Der Erste Verfassungszusatz (Amendment) garantiert Meinungs- und Religionsfreiheit und den Schutz vor Diskriminierung aus religiösen Gründen; der Fünfte Verfassungszusatz sichert unter anderem das Recht auf ein ordentliches Rechtsverfahren (due process) zu. Beide Zusatzartikel zur Verfassung sind Teil der Bill of Rights, jener seit 1791 leuchtenden Erklärung der Individual- und Menschenrechte. Am Freitag hat Trump dieses Licht ausgeschaltet.

Trumps Diskriminierung per Dekret ist beschämend

Die Immigrations-Dekrete verstoßen nicht nur gegen die Verfassung, sondern wohl auch gegen eine Reihe einschlägiger Gesetze, die der Kongress zum Teil schon vor Jahrzehnten verabschiedet hat, um die Diskriminierung von Einreisenden zu verhindern. Die unmittelbare Folge dieses Konflikts um die Trump-Dekrete sind erste Eilentscheidungen von Gerichten, in denen sie zum Teil gestoppt wurden.

Es wird jetzt eine Klagewelle geben, die mit einiger Sicherheit auch beim Supreme Court, dem Verfassungsgericht, anbranden wird. Weil Trumps Amtszeit von solchen Klagen geprägt werden wird, versucht der Präsident, schnellstmöglich viele trumpistische Richter für hohe und höchste Gerichte zu berufen. Auch vor Gericht wird der Kulturkampf toben.

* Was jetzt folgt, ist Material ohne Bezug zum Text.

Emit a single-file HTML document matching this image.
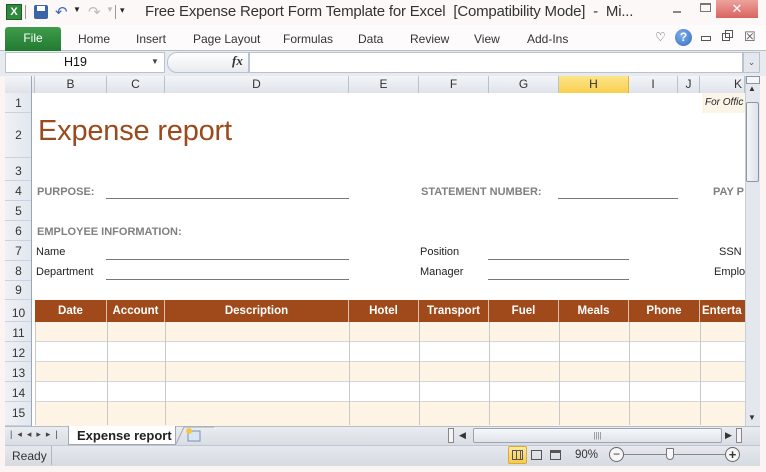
<!DOCTYPE html>
<html><head><meta charset="utf-8">
<style>
*{margin:0;padding:0;box-sizing:border-box}
body{width:766px;height:472px;overflow:hidden;background:#fcf3f3;font-family:"Liberation Sans",sans-serif;position:relative}
.a{position:absolute}
.t{font-size:12px;color:#222;white-space:nowrap}
.ch{position:absolute;top:76px;height:17px;border-right:1px solid #b7c2d0;background:linear-gradient(#f3f5f8,#dfe4ea);font-size:12px;color:#333;text-align:center;line-height:16px}
.rh{position:absolute;left:5px;width:27px;border-bottom:1px solid #c9d2de;background:linear-gradient(90deg,#eef1f5,#e2e7ee);font-size:12px;color:#333;text-align:center}
.hd{position:absolute;top:300px;height:22px;background:#a0491a;color:#fff;font-weight:bold;font-size:11.5px;text-align:center;line-height:22px;border-right:1px solid #d8c0b0}
.lbl{position:absolute;font-size:11px;font-weight:bold;color:#7f7f7f}
.ln{position:absolute;height:1px;background:#777}
.vl{position:absolute;top:322px;height:103px;width:1px;background:#c8c8c8}
</style></head><body>
<div class="a" style="left:0;top:0;width:766px;height:25px;background:#fdf8f8"></div>
<div class="a" style="left:6px;top:4px;width:16px;height:16px;background:#2c8a3a;border:1px solid #1d5c27;color:#fff;font-size:11px;font-weight:bold;text-align:center;line-height:14px">X</div>
<div class="a" style="left:25px;top:5px;width:1px;height:14px;background:#999"></div>
<div class="a" style="left:34px;top:5px;width:14px;height:14px;background:#3b63a8;border-radius:2px"></div>
<div class="a" style="left:37px;top:6px;width:8px;height:5px;background:#fff"></div>
<div class="a t" style="left:55px;top:3px;color:#3a6ab5;font-size:15px">↶</div>
<div class="a t" style="left:73px;top:5px;font-size:8px">▼</div>
<div class="a t" style="left:88px;top:3px;color:#bbb;font-size:15px">↷</div>
<div class="a t" style="left:106px;top:5px;font-size:8px;color:#bbb">▼</div>
<div class="a" style="left:115px;top:5px;width:1px;height:14px;background:#999"></div>
<div class="a t" style="left:120px;top:5px;font-size:9px">▾</div>
<div class="a t" style="left:145px;top:3px;font-size:15px;color:#333;letter-spacing:-0.2px">Free Expense Report Form Template for Excel &nbsp;[Compatibility Mode] &nbsp;- &nbsp;Mi...</div>
<div class="a" style="left:673px;top:11px;width:8px;height:2px;background:#888"></div>
<div class="a" style="left:700px;top:3px;width:11px;height:9px;border:1px solid #777;border-top:2px solid #777"></div>
<div class="a" style="left:716px;top:0;width:42px;height:18px;background:linear-gradient(#eca29e,#d9645f);color:#fff;text-align:center;font-size:13px;line-height:17px">✕</div>
<div class="a" style="left:0;top:25px;width:766px;height:26px;background:#fdfbfb;border-bottom:1px solid #b6bcc6"></div>
<div class="a" style="left:5px;top:27px;width:56px;height:24px;background:linear-gradient(#3f9c4b,#227a31);border-radius:3px 3px 0 0;color:#fff;font-size:12px;text-align:center;line-height:23px">File</div>
<div class="a t" style="left:78px;top:32px;color:#333">Home</div>
<div class="a t" style="left:136px;top:32px;color:#333">Insert</div>
<div class="a t" style="left:193px;top:32px;color:#333">Page Layout</div>
<div class="a t" style="left:283px;top:32px;color:#333">Formulas</div>
<div class="a t" style="left:358px;top:32px;color:#333">Data</div>
<div class="a t" style="left:410px;top:32px;color:#333">Review</div>
<div class="a t" style="left:474px;top:32px;color:#333">View</div>
<div class="a t" style="left:527px;top:32px;color:#333">Add-Ins</div>
<div class="a t" style="left:655px;top:30px;font-size:12px;color:#555">♡</div>
<div class="a" style="left:675px;top:29px;width:17px;height:17px;border-radius:50%;background:radial-gradient(circle at 40% 35%,#7fb0ea,#2f6cc0);color:#fff;font-weight:bold;font-size:12px;text-align:center;line-height:17px">?</div>
<div class="a" style="left:701px;top:36px;width:10px;height:5px;border:1px solid #555"></div>
<div class="a" style="left:722px;top:33px;width:8px;height:8px;border:1px solid #555"></div>
<div class="a" style="left:725px;top:30px;width:8px;height:8px;border:1px solid #555"></div>
<div class="a t" style="left:744px;top:29px;font-size:13px;color:#555">☒</div>
<div class="a" style="left:0;top:51px;width:766px;height:25px;background:#e7ebf0"></div>
<div class="a" style="left:5px;top:52px;width:160px;height:21px;background:#fff;border:1px solid #b9c2ce"></div>
<div class="a t" style="left:64px;top:55px;font-size:12.5px;color:#111">H19</div>
<div class="a t" style="left:151px;top:57px;font-size:8px;color:#444">▼</div>
<div class="a" style="left:167px;top:52px;width:82px;height:21px;background:linear-gradient(#fff,#e8ebef);border:1px solid #b9c2ce;border-radius:10px 0 0 10px"></div>
<div class="a t" style="left:232px;top:53px;font-family:'Liberation Serif',serif;font-style:italic;font-weight:bold;font-size:13px;color:#333">fx</div>
<div class="a" style="left:249px;top:52px;width:494px;height:21px;background:#fff;border:1px solid #b9c2ce"></div>
<div class="a" style="left:743px;top:52px;width:17px;height:21px;background:#e4e8ee;border:1px solid #b9c2ce;font-size:9px;text-align:center;line-height:19px;color:#555">⌄</div>
<div class="a" style="left:5px;top:76px;width:740px;height:350px;background:#fff"></div>
<div class="ch" style="left:5px;width:27px"></div>
<div class="ch" style="left:32px;width:3px"></div>
<div class="ch" style="left:35px;width:72px">B</div>
<div class="ch" style="left:107px;width:58px">C</div>
<div class="ch" style="left:165px;width:184px">D</div>
<div class="ch" style="left:349px;width:70px">E</div>
<div class="ch" style="left:419px;width:70px">F</div>
<div class="ch" style="left:489px;width:70px">G</div>
<div class="ch" style="left:559px;width:70px;background:linear-gradient(#fde58a,#f8cf4f);border-color:#e2b23a">H</div>
<div class="ch" style="left:629px;width:49px">I</div>
<div class="ch" style="left:678px;width:22px">J</div>
<div class="ch" style="left:700px;width:45px;text-align:right;padding-right:2px">K</div>
<div class="rh" style="top:93px;height:20px;line-height:20px">1</div>
<div class="rh" style="top:113px;height:45px;line-height:45px">2</div>
<div class="rh" style="top:158px;height:23px;line-height:27px">3</div>
<div class="rh" style="top:181px;height:20px;line-height:20px">4</div>
<div class="rh" style="top:201px;height:20px;line-height:20px">5</div>
<div class="rh" style="top:221px;height:20px;line-height:20px">6</div>
<div class="rh" style="top:241px;height:20px;line-height:20px">7</div>
<div class="rh" style="top:261px;height:20px;line-height:20px">8</div>
<div class="rh" style="top:281px;height:19px;line-height:19px">9</div>
<div class="rh" style="top:300px;height:22px;line-height:26px">10</div>
<div class="rh" style="top:322px;height:20px;line-height:22px">11</div>
<div class="rh" style="top:342px;height:20px;line-height:22px">12</div>
<div class="rh" style="top:362px;height:20px;line-height:22px">13</div>
<div class="rh" style="top:382px;height:20px;line-height:22px">14</div>
<div class="rh" style="top:402px;height:24px;line-height:22px">15</div>
<div class="a" style="left:31px;top:76px;width:1px;height:350px;background:#9aa6b5"></div>
<div class="a" style="left:702px;top:93px;width:43px;height:20px;background:#fbf5e8"></div>
<div class="a t" style="left:705px;top:97px;font-size:10px;font-style:italic;color:#222">For Offic</div>
<div class="a" style="left:38px;top:115px;font-size:29px;color:#9a4a1c;white-space:nowrap;letter-spacing:-0.2px">Expense report</div>
<div class="lbl" style="left:37px;top:186px">PURPOSE:</div>
<div class="ln" style="left:106px;top:198px;width:243px"></div>
<div class="lbl" style="left:421px;top:186px">STATEMENT NUMBER:</div>
<div class="ln" style="left:558px;top:198px;width:120px"></div>
<div class="lbl" style="left:713px;top:186px">PAY P</div>
<div class="lbl" style="left:37px;top:226px">EMPLOYEE INFORMATION:</div>
<div class="a t" style="left:36px;top:246px;font-size:11px">Name</div>
<div class="ln" style="left:106px;top:259px;width:243px"></div>
<div class="a t" style="left:36px;top:266px;font-size:11px">Department</div>
<div class="ln" style="left:106px;top:279px;width:243px"></div>
<div class="a t" style="left:420px;top:246px;font-size:11px">Position</div>
<div class="ln" style="left:488px;top:259px;width:141px"></div>
<div class="a t" style="left:420px;top:266px;font-size:11px">Manager</div>
<div class="ln" style="left:488px;top:279px;width:141px"></div>
<div class="a t" style="left:719px;top:246px;font-size:11px">SSN</div>
<div class="a t" style="left:714px;top:266px;font-size:11px">Emplo</div>
<div class="hd" style="left:35px;width:72px">Date</div>
<div class="hd" style="left:107px;width:58px">Account</div>
<div class="hd" style="left:165px;width:184px">Description</div>
<div class="hd" style="left:349px;width:70px">Hotel</div>
<div class="hd" style="left:419px;width:70px">Transport</div>
<div class="hd" style="left:489px;width:70px">Fuel</div>
<div class="hd" style="left:559px;width:70px">Meals</div>
<div class="hd" style="left:629px;width:71px">Phone</div>
<div class="hd" style="left:700px;width:45px;text-align:left;padding-left:2px;border:none">Enterta</div>
<div class="a" style="left:35px;top:322px;width:710px;height:20px;background:#fdf4e6;border-bottom:1px solid #d6d6d6"></div>
<div class="a" style="left:35px;top:342px;width:710px;height:20px;background:#fff;border-bottom:1px solid #d6d6d6"></div>
<div class="a" style="left:35px;top:362px;width:710px;height:20px;background:#fdf4e6;border-bottom:1px solid #d6d6d6"></div>
<div class="a" style="left:35px;top:382px;width:710px;height:20px;background:#fff;border-bottom:1px solid #d6d6d6"></div>
<div class="a" style="left:35px;top:402px;width:710px;height:24px;background:#fdf4e6"></div>
<div class="vl" style="left:35px"></div><div class="vl" style="left:107px"></div><div class="vl" style="left:165px"></div><div class="vl" style="left:349px"></div><div class="vl" style="left:419px"></div><div class="vl" style="left:489px"></div><div class="vl" style="left:559px"></div><div class="vl" style="left:629px"></div><div class="vl" style="left:700px"></div>
<div class="a" style="left:745px;top:76px;width:15px;height:350px;background:#e4e8ee;border-left:1px solid #c8ced8"></div>
<div class="a" style="left:746px;top:76px;width:14px;height:8px;border:1px solid #8a96a6;background:#f4f6f8"></div>
<div class="a t" style="left:748px;top:84px;font-size:8px;color:#333">▲</div>
<div class="a" style="left:746px;top:102px;width:13px;height:80px;background:linear-gradient(90deg,#f4f6f9,#dde2e9);border:1px solid #8a96a6;border-radius:2px"></div>
<div class="a t" style="left:748px;top:413px;font-size:8px;color:#333">▼</div>
<div class="a" style="left:5px;top:426px;width:755px;height:19px;background:linear-gradient(#e9ecf0,#d9dee5);border-top:1px solid #b6bcc6"></div>
<div class="a t" style="left:10px;top:429px;font-size:9px;color:#444;letter-spacing:5px">|◂◂▸▸|</div>
<div class="a" style="left:68px;top:426px;width:108px;height:19px;background:#fff;border:1px solid #a0a8b4;border-top:none"></div>
<div class="a t" style="left:77px;top:428px;font-size:13px;font-weight:bold;color:#222">Expense report</div>
<svg class="a" style="left:176px;top:426px" width="40" height="19"><path d="M0 18 L8 1 L38 1" fill="none" stroke="#a0a8b4"/><rect x="12" y="5" width="12" height="10" fill="#dbe6f4" stroke="#7890b0"/><circle cx="13" cy="5" r="3" fill="#f3c84a"/></svg>
<div class="a" style="left:448px;top:428px;width:6px;height:15px;border:1px solid #888;background:#f4f4f4"></div>
<div class="a t" style="left:459px;top:430px;font-size:9px;color:#333">◀</div>
<div class="a" style="left:473px;top:428px;width:249px;height:15px;background:linear-gradient(#f6f8fa,#dfe4ea);border:1px solid #9aa4b2;border-radius:2px;font-size:8px;text-align:center;color:#777;line-height:13px">||||</div>
<div class="a t" style="left:725px;top:430px;font-size:9px;color:#333">▶</div>
<div class="a" style="left:736px;top:428px;width:6px;height:15px;border:1px solid #888;background:#f4f4f4"></div>
<div class="a" style="left:5px;top:445px;width:755px;height:21px;background:linear-gradient(#e6e9ee,#d5dae1);border-top:1px solid #c0c6cf"></div>
<div class="a t" style="left:12px;top:449px;color:#333">Ready</div>
<div class="a" style="left:51px;top:446px;width:1px;height:19px;background:#b0b6c0"></div>
<div class="a" style="left:508px;top:446px;width:19px;height:18px;background:linear-gradient(#fde9a4,#f6c94a);border:1px solid #d9a93a;border-radius:2px"></div>
<div class="a" style="left:512px;top:450px;width:11px;height:10px;border:1px solid #555;background:repeating-linear-gradient(90deg,transparent 0 3px,#555 3px 4px)"></div>
<div class="a" style="left:531px;top:450px;width:11px;height:10px;border:1px solid #555"></div>
<div class="a" style="left:550px;top:450px;width:11px;height:10px;border:1px solid #555;border-top-width:3px"></div>
<div class="a t" style="left:575px;top:449px;font-size:11.5px;color:#333">90%</div>
<div class="a" style="left:609px;top:447px;width:15px;height:15px;border:1px solid #666;border-radius:50%;background:#f6f6f6;font-size:12px;text-align:center;line-height:12px;color:#333">−</div>
<div class="a" style="left:624px;top:454px;width:101px;height:1px;background:#888"></div>
<div class="a" style="left:666px;top:448px;width:8px;height:12px;background:#f8f8f8;border:1px solid #777;border-radius:1px 1px 4px 4px"></div>
<div class="a" style="left:725px;top:447px;width:15px;height:15px;border:1px solid #666;border-radius:50%;background:#f6f6f6;font-size:13px;text-align:center;line-height:13px;color:#333;font-weight:bold">+</div>
</body></html>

So beschämend Trumps Diskriminierung per Dekret ist, so bezeichnend ist es, dass diese Regierung nicht einmal ihre verwerfliche Politik organisieren kann. Trump hat eilends unterschrieben, aber ganz offensichtlich gab es keine Ausführungsbestimmungen, keine klaren Umsetzungsverordnungen, keine Gespräche mit den zuständigen Behörden, wie was zu geschehen habe.

Man muss sich ernste Sorgen machen

An den Flughäfen regiert das Chaos, hier wurden Reisende festgehalten, dort freigeklagt und wieder woanders mussten sie stundenlang irgendwo sitzen und durften dann doch raus - oder auch nicht. Studenten, Green-Card-Inhaber, Visa-Besitzer werden mal so, mal so behandelt. Wer an Allah glaubt und aus Iran stammt, darf nicht nach Trump-Land, oder vielleicht doch, aber dann nur donnerstags oder vielleicht bei Vollmond.

Nach einer Woche spricht bereits manches dafür, dass Trump es grundsätzlich nicht kann, das Präsidentsein. In seiner Firma konnte er sagen: Kauft dieses Hochhaus, und es geschah. Im Weißen Haus unterschreibt er zu einer Zeit, in der große Teile seiner Regierung noch nicht einmal zu arbeiten begonnen haben, Dekrete, die das Land ins Chaos stürzen. Er glaubt ganz offenbar, Politik und das Regieren eines Landes funktioniere wie Trump Enterprises oder wie seine Fernsehshow.

Respekt soll man haben? Nein, ernste Sorgen muss man sich machen. Dieser Mann tut zwar schnell, was er glaubt, aber ganz offenbar weiß er nicht, was er tut. Und dabei ist er sehr konsequent.